Investigating 5S Methodology: Sort

Investigating 5S Methodology: Sort

Although the first step of the 5S methodology is Sort, it often receives the least amount of thought or attention. The process of sorting may seem similar to that of spring cleaning – waffling over whether an item should be kept, donated, or thrown out. While it may seem tedious, it is very important to thoroughly sort all of the items in, and around, the work area. The Sort step builds the foundation for the remaining 5S processes, the key here is to determine necessity.

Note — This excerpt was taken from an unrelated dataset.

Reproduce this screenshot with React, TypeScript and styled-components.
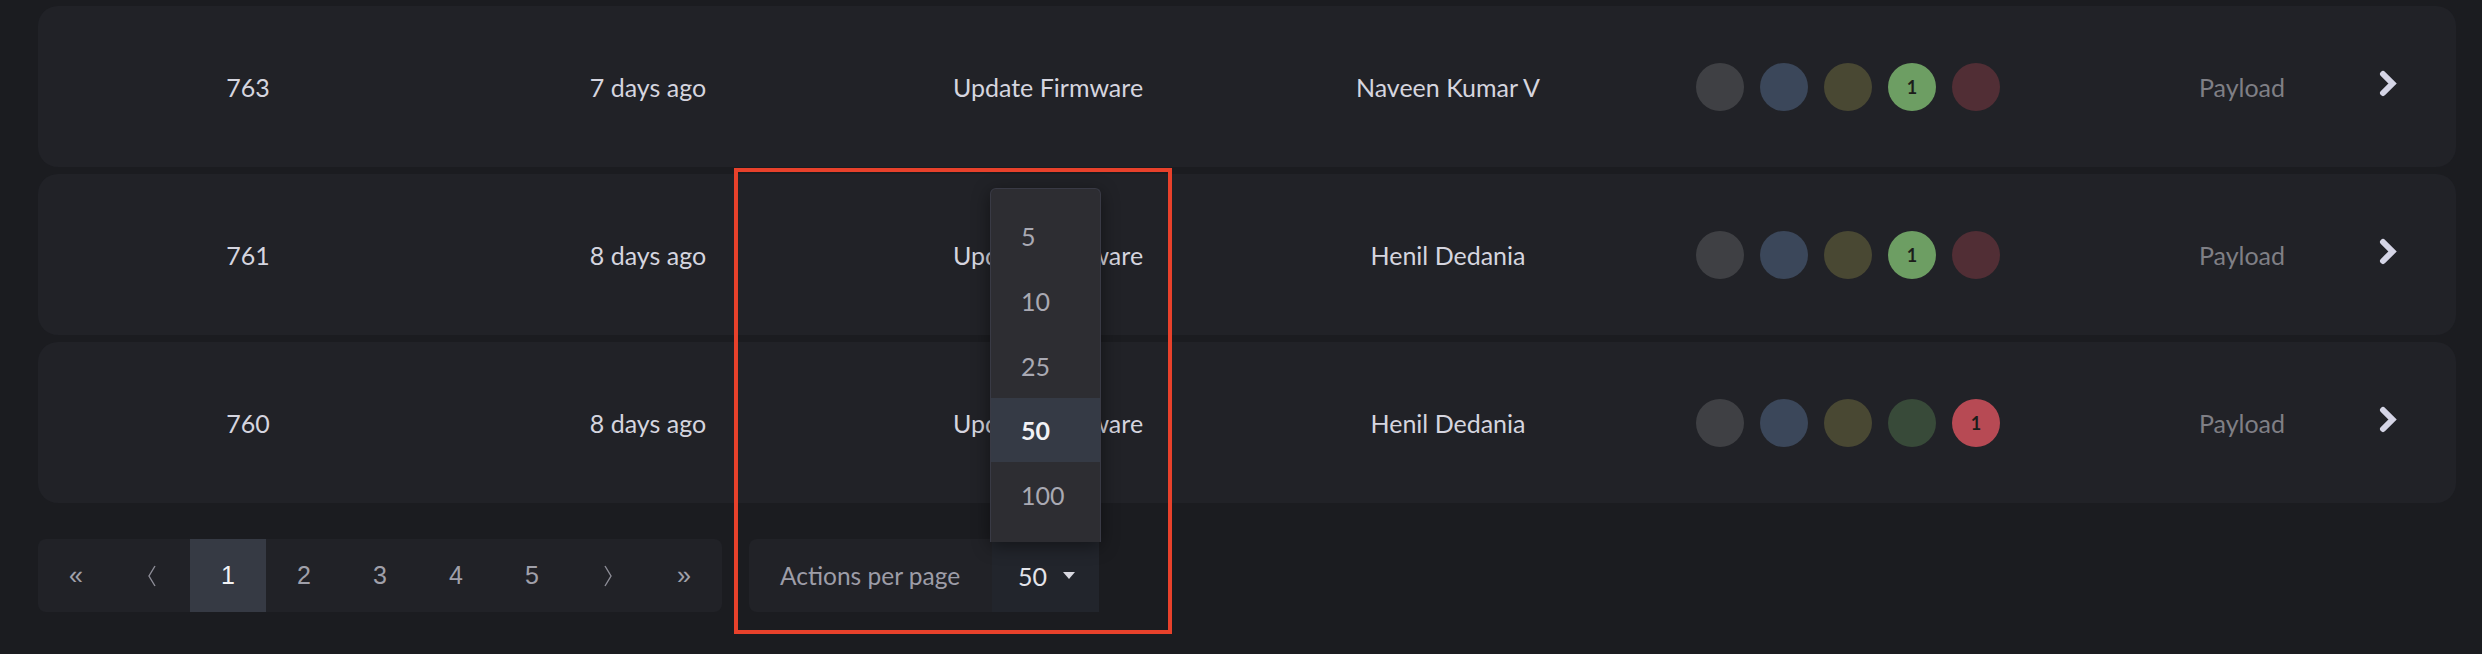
import * as React from "react";
import styled, { createGlobalStyle } from "styled-components";

type Row = {
    id: number
    when: string
    action: string
    user: string
    counts: (number | null)[]
}

const rows: Row[] = [
    { id: 763, when: "7 days ago", action: "Update Firmware", user: "Naveen Kumar V", counts: [null, null, null, 1, null] },
    { id: 761, when: "8 days ago", action: "Update Firmware", user: "Henil Dedania", counts: [null, null, null, 1, null] },
    { id: 760, when: "8 days ago", action: "Update Firmware", user: "Henil Dedania", counts: [null, null, null, null, 1] },
]

// idle / active colour for each status dot
const dotColors = [
    { idle: "#3f4044", active: "#5c5e66" },
    { idle: "#3b475a", active: "#5877a8" },
    { idle: "#494833", active: "#a7a050" },
    { idle: "#384a39", active: "#6d9e63" },
    { idle: "#512e35", active: "#b74a54" },
]

const pageSizes = [5, 10, 25, 50, 100]

const GlobalStyle = createGlobalStyle`
  html, body {
    margin: 0;
    padding: 0;
    background: #1b1c20;
  }
  body {
    font-family: Lato, "Noto Sans", sans-serif;
  }
`

export default function App() {
    const perPage = 50
    return (
        <>
            <GlobalStyle />
            <Page>
                <List>
                    {rows.map(r => (
                        <RowCard key={r.id}>
                            <Cell>{r.id}</Cell>
                            <Cell>{r.when}</Cell>
                            <Cell>{r.action}</Cell>
                            <Cell>{r.user}</Cell>
                            <Dots>
                                {r.counts.map((c, i) => (
                                    <Dot key={i} $bg={c ? dotColors[i].active : dotColors[i].idle}>
                                        {c ?? ""}
                                    </Dot>
                                ))}
                            </Dots>
                            <Cell $muted $offset={100}>Payload</Cell>
                            <ChevronCell>
                                <svg width="18" height="27" viewBox="0 0 18 27">
                                    <polyline points="4,4 13.5,13.5 4,23" fill="none" stroke="#d5d5e6" strokeWidth="6" strokeLinecap="round" strokeLinejoin="miter" />
                                </svg>
                            </ChevronCell>
                        </RowCard>
                    ))}
                </List>

                <Footer>
                    <Pager>
                        <PageCell>«</PageCell>
                        <PageCell>
                            <svg width="10" height="22" viewBox="0 0 10 22">
                                <polyline points="8,1 2,11 8,21" fill="none" stroke="#8d8d97" strokeWidth="1.4" />
                            </svg>
                        </PageCell>
                        {[1, 2, 3, 4, 5].map(n => (
                            <PageCell key={n} $active={n === 1}>{n}</PageCell>
                        ))}
                        <PageCell>
                            <svg width="10" height="22" viewBox="0 0 10 22">
                                <polyline points="2,1 8,11 2,21" fill="none" stroke="#8d8d97" strokeWidth="1.4" />
                            </svg>
                        </PageCell>
                        <PageCell>»</PageCell>
                    </Pager>

                    <PerPage>
                        <PerPageLabel>Actions per page</PerPageLabel>
                        <Select>
                            {perPage}
                            <Caret />
                            <Menu>
                                {pageSizes.map(s => (
                                    <MenuItem key={s} $selected={s === perPage}>{s}</MenuItem>
                                ))}
                            </Menu>
                        </Select>
                        <Highlight />
                    </PerPage>
                </Footer>
            </Page>
        </>
    )
}

const Page = styled.div`
  box-sizing: border-box;
  width: 2482px;
  height: 654px;
  overflow: hidden;
  padding: 6px 26px 0 38px;
  background: #1b1c20;
`

const List = styled.div`
  display: flex;
  flex-direction: column;
  gap: 7px;
`

const RowCard = styled.div`
  box-sizing: border-box;
  height: 161px;
  display: grid;
  grid-template-columns: repeat(5, 400px) 288px 1fr;
  align-items: center;
  padding: 0 16px 0 10px;
  background: #212227;
  border-radius: 20px;
`

const Cell = styled.div<{ $muted?: boolean; $offset?: number }>`
  text-align: center;
  font-size: 25px;
  color: ${p => (p.$muted ? "#7f7f85" : "#d5d5df")};
  padding-left: ${p => p.$offset ?? 0}px;
  white-space: nowrap;
`

const Dots = styled.div`
  display: flex;
  justify-content: center;
  gap: 16px;
`

const Dot = styled.div<{ $bg: string }>`
  width: 48px;
  height: 48px;
  border-radius: 50%;
  background: ${p => p.$bg};
  display: flex;
  align-items: center;
  justify-content: center;
  font-size: 18px;
  font-weight: 700;
  color: #1c1d1a;
`

const ChevronCell = styled.div`
  display: flex;
  justify-content: center;
  margin-top: -7px;
`

const Footer = styled.div`
  display: flex;
  align-items: stretch;
  gap: 27px;
  margin-top: 36px;
  height: 73px;
`

const Pager = styled.div`
  display: flex;
  background: #212227;
  border-radius: 8px;
  overflow: hidden;
`

const PageCell = styled.div<{ $active?: boolean }>`
  width: 76px;
  display: flex;
  align-items: center;
  justify-content: center;
  font-family: "Liberation Sans", Arial, sans-serif;
  font-size: 25px;
  color: ${p => (p.$active ? "#f2f2f5" : "#a0a0aa")};
  background: ${p => (p.$active ? "#363a44" : "transparent")};
`

const PerPage = styled.div`
  position: relative;
  display: flex;
  align-items: center;
  background: #212227;
  border-radius: 8px;
`

const PerPageLabel = styled.span`
  box-sizing: border-box;
  width: 243px;
  padding-left: 31px;
  font-size: 24.5px;
  color: #9d9da7;
  white-space: nowrap;
`

const Select = styled.div`
  position: relative;
  align-self: stretch;
  box-sizing: border-box;
  width: 107px;
  display: flex;
  align-items: center;
  gap: 16px;
  padding-left: 26px;
  font-size: 25px;
  color: #e4e4ea;
  background: #22252c;
`

const Caret = styled.span`
  width: 0;
  height: 0;
  border-left: 6px solid transparent;
  border-right: 6px solid transparent;
  border-top: 7px solid #d8d8e0;
`

const Menu = styled.div`
  position: absolute;
  left: -2px;
  bottom: 70px;
  box-sizing: border-box;
  width: 111px;
  padding: 15px 0;
  display: flex;
  flex-direction: column;
  background: #2d2d32;
  border: 1px solid #393a45;
  border-bottom: none;
  border-radius: 6px 6px 0 0;
  box-shadow: 0 4px 18px rgba(0, 0, 0, 0.45);
  z-index: 2;
`

const MenuItem = styled.div<{ $selected?: boolean }>`
  height: 64.6px;
  display: flex;
  align-items: center;
  padding-left: 30px;
  font-size: 25px;
  font-weight: ${p => (p.$selected ? 700 : 400)};
  color: ${p => (p.$selected ? "#f2f2f6" : "#a9a9b3")};
  background: ${p => (p.$selected ? "#353a45" : "transparent")};
`

const Highlight = styled.div`
  position: absolute;
  left: -15px;
  top: -371px;
  width: 438px;
  height: 466px;
  box-sizing: border-box;
  border: 4px solid #e8412b;
  pointer-events: none;
  z-index: 3;
`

Include Appropriate Personnel

First and foremost, make sure to include workers that actually use the space in the sorting process. They will have the best insight into frequency of item use, work processes, and necessity. This resolves the problem of accidently removing needed items and equipment from the work area. Schedule time to observe the work station in full use. Note any items that are not used in regular processes.

5S Necessity Determination

The next step is to determine if the items found in the area are necessary for work processes or safety. All personnel involved in the sorting process should agree on the meaning of necessity to avoid confusion. At a bare minimum, many organizations define necessary as an item that is used every shift or must be in close proximity for safety reasons. While most items may have a range of usage frequency, it is a simple way to start.

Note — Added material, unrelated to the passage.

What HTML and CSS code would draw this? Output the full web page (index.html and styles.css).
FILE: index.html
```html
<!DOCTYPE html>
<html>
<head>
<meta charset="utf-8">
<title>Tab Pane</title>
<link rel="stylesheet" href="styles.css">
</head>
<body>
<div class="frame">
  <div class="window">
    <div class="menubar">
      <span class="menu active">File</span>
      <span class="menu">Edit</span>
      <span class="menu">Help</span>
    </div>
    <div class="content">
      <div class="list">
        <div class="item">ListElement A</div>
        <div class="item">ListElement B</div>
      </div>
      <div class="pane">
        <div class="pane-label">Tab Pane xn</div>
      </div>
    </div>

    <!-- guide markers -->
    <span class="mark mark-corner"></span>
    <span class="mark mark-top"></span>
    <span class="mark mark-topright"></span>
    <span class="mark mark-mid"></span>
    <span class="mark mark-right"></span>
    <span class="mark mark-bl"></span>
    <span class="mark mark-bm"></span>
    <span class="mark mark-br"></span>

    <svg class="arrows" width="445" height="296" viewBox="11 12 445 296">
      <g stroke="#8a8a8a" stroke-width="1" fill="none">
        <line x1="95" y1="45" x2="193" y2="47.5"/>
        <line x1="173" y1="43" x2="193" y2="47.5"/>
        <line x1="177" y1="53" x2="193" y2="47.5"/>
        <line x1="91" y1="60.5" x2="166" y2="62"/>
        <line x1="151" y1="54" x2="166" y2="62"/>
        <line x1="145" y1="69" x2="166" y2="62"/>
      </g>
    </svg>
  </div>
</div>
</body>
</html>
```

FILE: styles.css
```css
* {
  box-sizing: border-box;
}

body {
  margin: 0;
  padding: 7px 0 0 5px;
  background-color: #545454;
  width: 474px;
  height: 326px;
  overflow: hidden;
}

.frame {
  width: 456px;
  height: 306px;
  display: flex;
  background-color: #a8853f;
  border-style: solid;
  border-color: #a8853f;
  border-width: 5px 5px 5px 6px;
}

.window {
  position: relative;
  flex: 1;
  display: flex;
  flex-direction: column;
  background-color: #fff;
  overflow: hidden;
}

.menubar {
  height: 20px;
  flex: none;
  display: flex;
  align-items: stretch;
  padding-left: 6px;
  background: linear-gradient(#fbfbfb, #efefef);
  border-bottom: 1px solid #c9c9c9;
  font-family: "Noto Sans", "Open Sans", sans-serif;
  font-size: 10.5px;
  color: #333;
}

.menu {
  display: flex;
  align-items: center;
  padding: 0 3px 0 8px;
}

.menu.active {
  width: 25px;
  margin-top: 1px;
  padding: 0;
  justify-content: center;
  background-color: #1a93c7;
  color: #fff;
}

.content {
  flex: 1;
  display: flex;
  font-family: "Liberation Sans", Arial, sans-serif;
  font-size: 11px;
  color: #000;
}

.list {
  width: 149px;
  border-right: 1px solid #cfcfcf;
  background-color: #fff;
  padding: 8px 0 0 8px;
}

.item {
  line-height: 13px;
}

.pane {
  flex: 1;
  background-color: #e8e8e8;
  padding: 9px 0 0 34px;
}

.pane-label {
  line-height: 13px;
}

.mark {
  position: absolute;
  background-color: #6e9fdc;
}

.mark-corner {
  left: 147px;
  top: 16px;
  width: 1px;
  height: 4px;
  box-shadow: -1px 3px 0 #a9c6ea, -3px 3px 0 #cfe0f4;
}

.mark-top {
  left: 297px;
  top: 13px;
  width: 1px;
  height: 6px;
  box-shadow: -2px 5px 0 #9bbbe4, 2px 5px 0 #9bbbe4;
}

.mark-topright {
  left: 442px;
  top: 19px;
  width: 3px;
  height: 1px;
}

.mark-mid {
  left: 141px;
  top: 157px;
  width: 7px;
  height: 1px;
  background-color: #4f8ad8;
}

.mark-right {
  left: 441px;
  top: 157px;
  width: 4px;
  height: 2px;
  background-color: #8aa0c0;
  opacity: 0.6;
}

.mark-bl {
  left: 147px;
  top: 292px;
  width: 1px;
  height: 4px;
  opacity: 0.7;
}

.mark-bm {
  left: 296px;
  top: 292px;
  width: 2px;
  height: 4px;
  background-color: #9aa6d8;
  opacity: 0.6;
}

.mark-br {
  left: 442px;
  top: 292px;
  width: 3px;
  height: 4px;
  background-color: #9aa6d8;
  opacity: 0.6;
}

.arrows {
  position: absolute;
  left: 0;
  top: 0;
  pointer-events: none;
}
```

      • Identify each item
      • Determine item use
      • Evaluate frequency of use

Red Tag Events

To speed up the sorting process, organizations can use red tags to identify and designate items that are being considered for work space removal. Red tags are available through most industrial supply stores and online. The tags have checkboxes to designate the item category, reason for removal, and resulting action. Teams find that they make the process easier and decrease the chance of lost items.

Item Removal

All items that will remain in, or in close proximity to, the work area will be dealt with in the second step, Set (also referred to as Straighten). This leaves the task of what to do with the unnecessary items, to avoid wasted space. If an item is needed (but not relevant to the location), designate a central storage location. Obsolete items can be sold, given away, or thrown out. Any defective items may warrant a call to the supplier, keep these items in another location until the issue is resolved. If you are unsure of the item use, set it aside and ask the appropriate personnel (note where the item has been moved to).

The 5S Sort process may be time consuming, but it is worthwhile. By removing unnecessary items, it will be easier and faster for personnel to find the items that they need to complete work.